Find each line with the word "What" and say how many there are, nothing else.

> [EXTRACTED INFORMATION]:

+-------+

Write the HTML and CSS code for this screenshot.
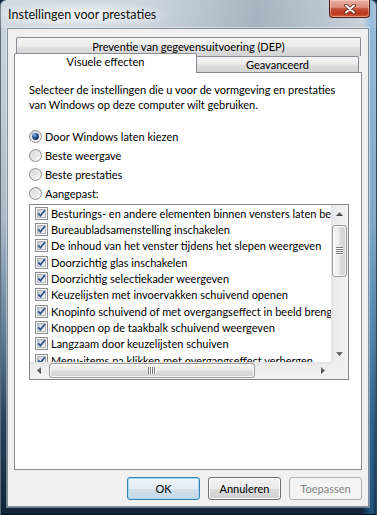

+-------+

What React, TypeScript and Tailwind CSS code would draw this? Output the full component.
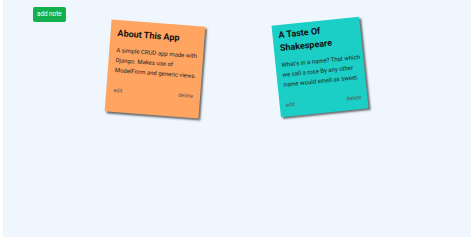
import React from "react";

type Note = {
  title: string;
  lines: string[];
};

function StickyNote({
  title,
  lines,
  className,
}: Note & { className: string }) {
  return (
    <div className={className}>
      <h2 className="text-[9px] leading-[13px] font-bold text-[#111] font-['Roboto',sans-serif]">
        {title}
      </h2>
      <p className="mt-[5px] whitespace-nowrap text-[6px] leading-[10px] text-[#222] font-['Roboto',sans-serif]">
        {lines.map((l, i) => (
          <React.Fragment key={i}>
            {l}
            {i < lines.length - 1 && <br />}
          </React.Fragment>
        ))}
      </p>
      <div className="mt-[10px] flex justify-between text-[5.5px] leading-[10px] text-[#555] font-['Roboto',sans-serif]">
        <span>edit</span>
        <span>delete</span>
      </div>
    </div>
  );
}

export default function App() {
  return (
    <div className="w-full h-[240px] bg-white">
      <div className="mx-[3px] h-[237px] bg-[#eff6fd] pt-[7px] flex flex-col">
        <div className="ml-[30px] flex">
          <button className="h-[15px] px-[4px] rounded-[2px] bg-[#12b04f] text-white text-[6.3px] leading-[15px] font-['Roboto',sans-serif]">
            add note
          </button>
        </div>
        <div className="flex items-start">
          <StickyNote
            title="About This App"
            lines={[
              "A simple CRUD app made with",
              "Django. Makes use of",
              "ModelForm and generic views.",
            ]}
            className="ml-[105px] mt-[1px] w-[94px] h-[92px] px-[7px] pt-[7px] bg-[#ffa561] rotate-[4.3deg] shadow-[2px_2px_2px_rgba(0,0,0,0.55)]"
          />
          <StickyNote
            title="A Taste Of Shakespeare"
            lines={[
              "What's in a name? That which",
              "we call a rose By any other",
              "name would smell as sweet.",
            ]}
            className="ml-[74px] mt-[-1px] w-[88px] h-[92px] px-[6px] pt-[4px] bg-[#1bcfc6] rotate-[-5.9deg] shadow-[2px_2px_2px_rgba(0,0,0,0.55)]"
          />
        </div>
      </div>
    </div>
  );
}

+-------+

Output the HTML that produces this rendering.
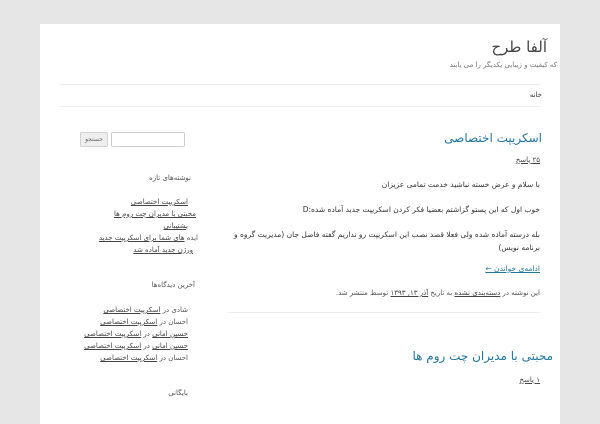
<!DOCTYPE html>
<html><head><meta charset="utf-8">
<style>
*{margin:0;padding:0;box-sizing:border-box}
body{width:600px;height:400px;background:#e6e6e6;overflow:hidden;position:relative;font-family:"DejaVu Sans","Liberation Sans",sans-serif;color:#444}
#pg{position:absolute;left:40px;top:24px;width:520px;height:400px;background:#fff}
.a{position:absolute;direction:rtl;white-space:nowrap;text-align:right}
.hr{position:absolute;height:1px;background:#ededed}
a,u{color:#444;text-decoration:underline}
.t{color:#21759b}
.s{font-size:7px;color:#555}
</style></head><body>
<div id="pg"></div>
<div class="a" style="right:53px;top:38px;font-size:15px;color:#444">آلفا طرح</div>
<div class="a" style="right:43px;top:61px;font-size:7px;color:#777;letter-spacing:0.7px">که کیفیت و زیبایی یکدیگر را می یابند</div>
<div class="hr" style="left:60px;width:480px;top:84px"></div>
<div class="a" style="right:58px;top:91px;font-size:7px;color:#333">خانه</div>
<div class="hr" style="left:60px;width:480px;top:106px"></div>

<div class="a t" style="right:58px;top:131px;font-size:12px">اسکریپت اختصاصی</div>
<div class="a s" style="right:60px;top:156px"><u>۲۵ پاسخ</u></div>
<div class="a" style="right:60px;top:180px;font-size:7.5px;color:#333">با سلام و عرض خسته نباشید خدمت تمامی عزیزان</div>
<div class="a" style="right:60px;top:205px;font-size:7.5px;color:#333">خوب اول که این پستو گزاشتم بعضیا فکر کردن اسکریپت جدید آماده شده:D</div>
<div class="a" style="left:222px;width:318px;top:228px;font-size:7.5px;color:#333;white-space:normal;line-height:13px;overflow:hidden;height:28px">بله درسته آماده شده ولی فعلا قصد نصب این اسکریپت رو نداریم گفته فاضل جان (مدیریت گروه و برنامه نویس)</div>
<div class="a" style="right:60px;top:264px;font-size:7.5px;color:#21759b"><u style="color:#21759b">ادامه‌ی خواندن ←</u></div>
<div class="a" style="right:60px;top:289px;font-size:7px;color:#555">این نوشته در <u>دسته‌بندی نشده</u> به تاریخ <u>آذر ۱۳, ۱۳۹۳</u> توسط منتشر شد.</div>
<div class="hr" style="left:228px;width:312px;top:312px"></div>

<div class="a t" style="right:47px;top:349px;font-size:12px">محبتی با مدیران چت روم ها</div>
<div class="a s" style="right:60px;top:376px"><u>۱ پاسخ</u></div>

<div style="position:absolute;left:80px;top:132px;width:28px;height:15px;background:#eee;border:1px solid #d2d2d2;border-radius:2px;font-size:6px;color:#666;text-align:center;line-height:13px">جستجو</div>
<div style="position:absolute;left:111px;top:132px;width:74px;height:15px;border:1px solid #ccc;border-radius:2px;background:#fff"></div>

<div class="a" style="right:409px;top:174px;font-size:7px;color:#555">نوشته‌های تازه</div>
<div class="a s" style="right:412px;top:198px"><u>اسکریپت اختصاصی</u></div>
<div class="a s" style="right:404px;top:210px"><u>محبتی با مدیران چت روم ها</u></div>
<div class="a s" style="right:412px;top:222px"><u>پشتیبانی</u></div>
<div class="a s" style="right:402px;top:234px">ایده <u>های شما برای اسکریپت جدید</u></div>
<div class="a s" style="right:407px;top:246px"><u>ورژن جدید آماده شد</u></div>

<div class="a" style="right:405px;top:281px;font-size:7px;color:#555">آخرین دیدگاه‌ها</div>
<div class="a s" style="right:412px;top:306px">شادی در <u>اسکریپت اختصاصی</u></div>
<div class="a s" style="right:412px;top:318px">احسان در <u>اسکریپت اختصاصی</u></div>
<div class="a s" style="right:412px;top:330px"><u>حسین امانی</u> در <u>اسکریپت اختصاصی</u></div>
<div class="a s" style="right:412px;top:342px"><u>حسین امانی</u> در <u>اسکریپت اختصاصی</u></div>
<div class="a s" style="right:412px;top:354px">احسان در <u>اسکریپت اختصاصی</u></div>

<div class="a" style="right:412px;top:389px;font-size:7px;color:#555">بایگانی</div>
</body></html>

+-------+

> [TASK ANSWER]:
2